Most of us, when emerging from intellectual childhood into intellectual adolescence, pass through a phase of earnest search for certainty about the world. For instance, George W. Bush recently read a book (by a Mr. Sharansky, we are told) and enjoyed a revelation. He discovered, as he informed us in his Inaugural Address, that he […]

Most of us, when emerging from intellectual childhood into intellectual adolescence, pass through a phase of earnest search for certainty about the world. For instance, George W. Bush recently read a book (by a Mr. Sharansky, we are told) and enjoyed a revelation. He discovered, as he informed us in his Inaugural Address, that he is a Menshevik, with Zionist leanings. This is not too surprising. Verbiage about magical crusades for humanity has a powerful appeal for adolescents. The verbiage discovered by Bush Jr. is in the air we breathe and has been ever since Marx, taking his cue from the Gettysburg Address, conflated the Declaration of Independence of the free American states with the power-friendly Declaration of the Rights of Man.
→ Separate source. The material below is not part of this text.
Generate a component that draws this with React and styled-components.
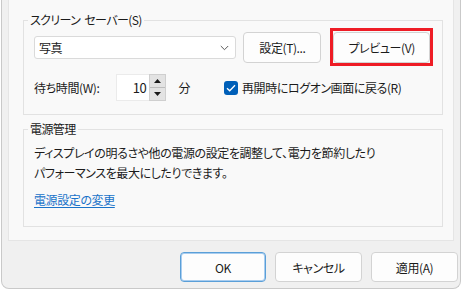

Objectively considered, without superstitious awe of his office or sentimentalism about “good intentions,” Bush is a liar and a criminal. Nothing surprising about that either. That is commonplace for heads of government. What is unusual in this case is that the head of government is an ignorant fool and a spoiled brat. We have entered into the stage of imperial decadence in which a clueless inheritor of the throne is a tool of his courtiers, though, like all courtiers, they must occasionally endure an outbreak of petulant self-assertion or manage a tangent of eccentricity by their lord.
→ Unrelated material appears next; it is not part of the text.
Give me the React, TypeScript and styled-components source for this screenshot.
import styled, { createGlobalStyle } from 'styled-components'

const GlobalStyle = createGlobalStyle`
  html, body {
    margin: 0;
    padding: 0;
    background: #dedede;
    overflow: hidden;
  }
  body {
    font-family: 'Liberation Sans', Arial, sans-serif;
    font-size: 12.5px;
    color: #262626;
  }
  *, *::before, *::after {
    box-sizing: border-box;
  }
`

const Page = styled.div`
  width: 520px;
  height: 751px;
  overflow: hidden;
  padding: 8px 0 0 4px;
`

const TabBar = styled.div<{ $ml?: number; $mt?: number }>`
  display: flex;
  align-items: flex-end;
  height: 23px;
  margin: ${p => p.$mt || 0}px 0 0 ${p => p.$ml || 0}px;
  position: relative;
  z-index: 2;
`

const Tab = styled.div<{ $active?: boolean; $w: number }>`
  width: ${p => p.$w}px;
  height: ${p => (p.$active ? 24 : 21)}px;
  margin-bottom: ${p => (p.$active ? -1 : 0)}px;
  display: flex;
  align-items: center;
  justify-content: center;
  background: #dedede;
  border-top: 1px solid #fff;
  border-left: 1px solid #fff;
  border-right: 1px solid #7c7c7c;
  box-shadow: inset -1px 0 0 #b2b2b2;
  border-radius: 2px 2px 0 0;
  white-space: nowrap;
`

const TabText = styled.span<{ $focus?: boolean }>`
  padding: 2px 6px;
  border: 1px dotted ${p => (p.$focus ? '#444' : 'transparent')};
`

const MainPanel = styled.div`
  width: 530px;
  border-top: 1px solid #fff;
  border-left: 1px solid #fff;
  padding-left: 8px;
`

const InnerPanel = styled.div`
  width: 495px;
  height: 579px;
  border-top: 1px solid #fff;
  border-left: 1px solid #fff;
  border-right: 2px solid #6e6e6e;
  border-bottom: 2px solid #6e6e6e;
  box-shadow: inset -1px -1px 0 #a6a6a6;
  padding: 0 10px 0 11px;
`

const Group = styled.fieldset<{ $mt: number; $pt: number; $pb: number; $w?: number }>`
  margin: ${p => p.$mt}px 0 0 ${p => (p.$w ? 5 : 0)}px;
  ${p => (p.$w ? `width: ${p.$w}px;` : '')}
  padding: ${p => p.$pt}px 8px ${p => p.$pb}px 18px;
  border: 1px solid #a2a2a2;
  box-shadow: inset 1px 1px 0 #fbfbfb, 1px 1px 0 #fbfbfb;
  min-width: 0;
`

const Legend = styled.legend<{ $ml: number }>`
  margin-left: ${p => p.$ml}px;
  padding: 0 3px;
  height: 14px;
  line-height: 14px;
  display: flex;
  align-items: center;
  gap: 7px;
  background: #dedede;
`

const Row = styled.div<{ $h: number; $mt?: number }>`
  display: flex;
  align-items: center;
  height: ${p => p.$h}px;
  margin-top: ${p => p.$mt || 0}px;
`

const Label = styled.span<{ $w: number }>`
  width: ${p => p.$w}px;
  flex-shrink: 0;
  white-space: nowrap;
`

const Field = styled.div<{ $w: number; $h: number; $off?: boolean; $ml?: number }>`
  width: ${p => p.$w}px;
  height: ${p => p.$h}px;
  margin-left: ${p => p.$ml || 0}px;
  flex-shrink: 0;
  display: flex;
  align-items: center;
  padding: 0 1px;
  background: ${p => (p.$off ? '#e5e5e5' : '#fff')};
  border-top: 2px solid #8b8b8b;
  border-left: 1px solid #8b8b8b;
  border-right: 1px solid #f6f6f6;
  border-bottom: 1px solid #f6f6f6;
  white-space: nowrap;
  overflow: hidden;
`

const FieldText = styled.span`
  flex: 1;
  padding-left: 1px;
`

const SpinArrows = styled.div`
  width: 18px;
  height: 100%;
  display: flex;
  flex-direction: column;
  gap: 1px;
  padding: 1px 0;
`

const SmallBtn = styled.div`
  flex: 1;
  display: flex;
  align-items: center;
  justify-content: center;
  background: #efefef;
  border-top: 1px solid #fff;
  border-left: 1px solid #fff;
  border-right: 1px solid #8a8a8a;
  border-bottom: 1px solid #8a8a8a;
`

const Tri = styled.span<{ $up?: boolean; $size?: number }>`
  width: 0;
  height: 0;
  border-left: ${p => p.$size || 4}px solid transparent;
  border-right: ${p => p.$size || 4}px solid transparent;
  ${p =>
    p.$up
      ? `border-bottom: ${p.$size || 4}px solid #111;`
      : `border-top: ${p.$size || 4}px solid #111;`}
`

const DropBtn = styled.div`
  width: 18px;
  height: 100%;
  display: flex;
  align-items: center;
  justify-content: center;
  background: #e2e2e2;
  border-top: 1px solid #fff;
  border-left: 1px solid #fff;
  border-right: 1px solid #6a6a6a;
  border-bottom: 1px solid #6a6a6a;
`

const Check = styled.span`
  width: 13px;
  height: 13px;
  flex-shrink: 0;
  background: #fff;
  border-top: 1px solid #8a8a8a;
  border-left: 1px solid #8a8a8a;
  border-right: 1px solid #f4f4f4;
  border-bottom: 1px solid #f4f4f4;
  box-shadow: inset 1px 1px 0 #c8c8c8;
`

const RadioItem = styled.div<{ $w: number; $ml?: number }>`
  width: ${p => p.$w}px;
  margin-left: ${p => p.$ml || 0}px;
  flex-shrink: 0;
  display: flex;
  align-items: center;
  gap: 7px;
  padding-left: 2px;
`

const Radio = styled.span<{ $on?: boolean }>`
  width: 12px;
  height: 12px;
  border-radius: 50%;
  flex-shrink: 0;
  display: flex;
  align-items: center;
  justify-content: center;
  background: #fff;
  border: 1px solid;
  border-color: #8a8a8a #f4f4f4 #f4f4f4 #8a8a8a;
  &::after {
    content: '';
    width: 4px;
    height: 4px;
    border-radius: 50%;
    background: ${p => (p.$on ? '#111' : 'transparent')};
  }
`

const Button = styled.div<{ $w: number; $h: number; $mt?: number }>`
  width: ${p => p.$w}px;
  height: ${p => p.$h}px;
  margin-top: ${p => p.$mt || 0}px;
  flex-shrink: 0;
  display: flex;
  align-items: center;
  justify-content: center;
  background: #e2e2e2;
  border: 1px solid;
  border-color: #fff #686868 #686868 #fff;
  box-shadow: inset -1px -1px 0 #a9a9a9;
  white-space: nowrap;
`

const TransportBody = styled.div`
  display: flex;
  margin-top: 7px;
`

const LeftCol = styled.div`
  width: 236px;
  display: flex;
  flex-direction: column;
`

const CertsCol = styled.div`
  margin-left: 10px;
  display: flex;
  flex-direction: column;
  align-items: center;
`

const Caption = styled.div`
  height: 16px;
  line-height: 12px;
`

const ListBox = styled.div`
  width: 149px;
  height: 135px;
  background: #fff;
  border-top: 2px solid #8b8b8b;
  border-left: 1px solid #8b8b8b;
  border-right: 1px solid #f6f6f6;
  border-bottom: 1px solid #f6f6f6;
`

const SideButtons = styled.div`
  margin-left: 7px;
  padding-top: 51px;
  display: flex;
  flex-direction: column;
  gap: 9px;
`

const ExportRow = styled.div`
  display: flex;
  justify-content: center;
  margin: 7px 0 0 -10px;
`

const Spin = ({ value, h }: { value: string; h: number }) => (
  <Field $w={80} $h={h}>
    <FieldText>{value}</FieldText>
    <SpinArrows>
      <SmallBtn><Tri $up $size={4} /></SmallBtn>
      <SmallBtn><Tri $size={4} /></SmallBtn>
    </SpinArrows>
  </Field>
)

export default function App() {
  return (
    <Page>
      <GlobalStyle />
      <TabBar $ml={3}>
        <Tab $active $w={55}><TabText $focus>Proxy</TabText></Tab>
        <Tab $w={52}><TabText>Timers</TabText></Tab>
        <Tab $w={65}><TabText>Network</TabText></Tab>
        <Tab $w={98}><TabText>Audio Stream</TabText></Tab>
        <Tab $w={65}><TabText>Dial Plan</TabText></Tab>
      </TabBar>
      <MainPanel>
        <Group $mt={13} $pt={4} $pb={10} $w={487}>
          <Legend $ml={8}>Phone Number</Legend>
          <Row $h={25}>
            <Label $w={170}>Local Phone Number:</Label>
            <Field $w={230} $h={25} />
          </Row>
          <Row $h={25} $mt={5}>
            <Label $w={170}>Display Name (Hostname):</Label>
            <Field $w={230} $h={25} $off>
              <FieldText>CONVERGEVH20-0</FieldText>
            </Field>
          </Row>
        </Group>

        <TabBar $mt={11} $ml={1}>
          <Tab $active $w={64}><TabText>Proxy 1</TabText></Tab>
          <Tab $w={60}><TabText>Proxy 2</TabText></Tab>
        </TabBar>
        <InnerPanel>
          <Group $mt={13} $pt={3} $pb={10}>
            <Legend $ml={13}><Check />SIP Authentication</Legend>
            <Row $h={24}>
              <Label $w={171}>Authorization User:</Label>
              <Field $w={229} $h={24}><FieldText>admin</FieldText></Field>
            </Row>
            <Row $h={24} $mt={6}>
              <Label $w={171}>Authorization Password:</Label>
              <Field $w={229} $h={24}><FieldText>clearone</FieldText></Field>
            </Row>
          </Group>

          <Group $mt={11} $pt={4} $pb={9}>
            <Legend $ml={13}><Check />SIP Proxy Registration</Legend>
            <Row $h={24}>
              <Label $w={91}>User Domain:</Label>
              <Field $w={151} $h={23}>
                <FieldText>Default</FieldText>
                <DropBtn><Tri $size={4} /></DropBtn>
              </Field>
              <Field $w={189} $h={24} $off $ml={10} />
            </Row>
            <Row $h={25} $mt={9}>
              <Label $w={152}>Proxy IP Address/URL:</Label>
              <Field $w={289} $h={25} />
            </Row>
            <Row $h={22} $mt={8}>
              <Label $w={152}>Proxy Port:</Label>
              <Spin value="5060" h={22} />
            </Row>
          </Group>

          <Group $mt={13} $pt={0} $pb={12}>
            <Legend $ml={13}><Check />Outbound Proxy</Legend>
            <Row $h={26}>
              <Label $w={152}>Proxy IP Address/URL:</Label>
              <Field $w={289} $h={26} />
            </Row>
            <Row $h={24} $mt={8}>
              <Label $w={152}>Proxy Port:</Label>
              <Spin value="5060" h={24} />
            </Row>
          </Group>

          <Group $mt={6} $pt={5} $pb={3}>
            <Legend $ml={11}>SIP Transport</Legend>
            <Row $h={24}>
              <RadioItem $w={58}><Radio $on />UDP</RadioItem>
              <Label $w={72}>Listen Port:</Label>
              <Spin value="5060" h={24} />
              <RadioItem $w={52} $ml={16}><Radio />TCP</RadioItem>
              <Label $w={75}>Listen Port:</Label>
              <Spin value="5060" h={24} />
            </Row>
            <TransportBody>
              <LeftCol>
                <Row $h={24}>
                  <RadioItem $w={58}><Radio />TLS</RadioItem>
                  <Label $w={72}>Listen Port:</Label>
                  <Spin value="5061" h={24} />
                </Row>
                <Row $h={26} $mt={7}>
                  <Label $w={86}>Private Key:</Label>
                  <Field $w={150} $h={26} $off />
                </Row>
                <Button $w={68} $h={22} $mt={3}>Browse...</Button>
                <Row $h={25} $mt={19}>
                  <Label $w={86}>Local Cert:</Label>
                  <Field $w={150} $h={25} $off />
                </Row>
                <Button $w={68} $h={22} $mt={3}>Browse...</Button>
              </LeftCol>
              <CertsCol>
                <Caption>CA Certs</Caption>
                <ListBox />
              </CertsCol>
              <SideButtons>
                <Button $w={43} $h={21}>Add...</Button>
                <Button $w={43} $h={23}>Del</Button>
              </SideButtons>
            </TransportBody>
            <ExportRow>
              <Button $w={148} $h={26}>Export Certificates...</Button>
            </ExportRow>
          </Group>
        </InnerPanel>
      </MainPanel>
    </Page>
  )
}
The Framers and ratifiers of the federal Constitution were hardly conversant with the concept of “personality,” but they were highly conversant with the histories of empires and monarchies and how rulers’ defects of character had introduced distortions into the state. But about the only consideration of character that came into their view in regard to the president was that he might become too ambitious and employ his considerable powers to the detriment of the public. This was not too worrisome since it could hardly be thought that the man who would emerge from the electoral process could be other than one long and widely known for integrity, patriotism, and exceptional services to his country. The Union would not be held hostage to accidents of birth.
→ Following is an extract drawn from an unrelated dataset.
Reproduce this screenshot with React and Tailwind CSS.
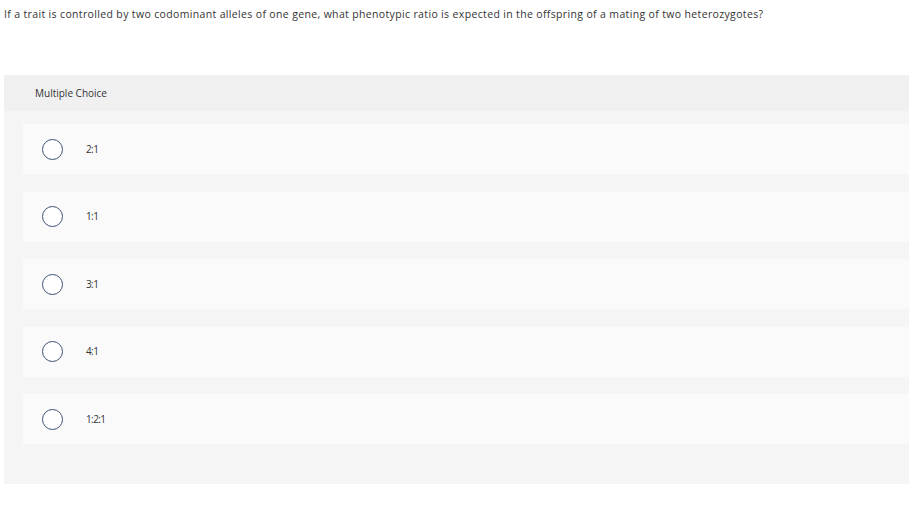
export default function App() {
  const options = ['2:1', '1:1', '3:1', '4:1', '1:2:1'];

  return (
    <div className="min-h-[511px] bg-white text-[#333] font-['Open_Sans',sans-serif]">
      <p className="pl-[4px] pt-[8px] text-[10.5px] leading-[12px] tracking-[0.35px]">
        If a trait is controlled by two codominant alleles of one gene, what phenotypic ratio is expected in the offspring of a mating of two heterozygotes?
      </p>

      <div className="ml-[4px] mt-[55px] bg-[#f5f5f5]">
        <div className="h-[36px] bg-[#f0f0f0] pl-[31px] flex items-center text-[10px]">
          Multiple Choice
        </div>
        <div className="pl-[19px] pt-[13px] pb-[40px] flex flex-col gap-[17.5px]">
          {options.map((opt) => (
            <div key={opt} className="h-[50px] bg-[#fafafa] flex items-center">
              <span className="ml-[19px] w-[21px] h-[21px] rounded-full border-[1.5px] border-[#3d5370] bg-white" />
              <span className="ml-[23px] text-[10px] tracking-[-0.6px]">{opt}</span>
            </div>
          ))}
        </div>
      </div>
    </div>
  );
}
The Founders’ assumption held true until 1836, when Martin Van Buren demonstrated that one could become president merely by being a politician, by working the system and cultivating the support of his popular predecessor. Expansion of the patronage and the electorate had brought the methods of Aaron Burr’s Tammany Hall to national politics. Lincoln nailed down the point with a vengeance by becoming president with 39 percent of the vote and hardly any record of public service at all. Presidents have since occasionally been men of distinction and service, but the general trend has been downhill. ~Clyde Wilson, The Old Republic

Dr. Wilson is correct in his comments on the people’s worship of the president as a celebrity and on the adolescent mind of the current president. It will be of interest that Prof. Lukacs also observed and decried both in Democracy and Populism, even seeing the same puerility and unserious character in Reagan that he sees in Mr. Bush. That accusation of superficiality and immaturity would surely anger Dr. Wilson’s Reagan follower even more that Dr. Wilson’s thoughtful remarks about the emptiness of Mr. Reagan’s “legacy” and the need to abandon such “legacies,” but they are all part of the same problem: celebrity politicians cannot help but be shallow and immature to some extent, as they are here to entertain us and it is by the surface appearance and style that celebrities are judged.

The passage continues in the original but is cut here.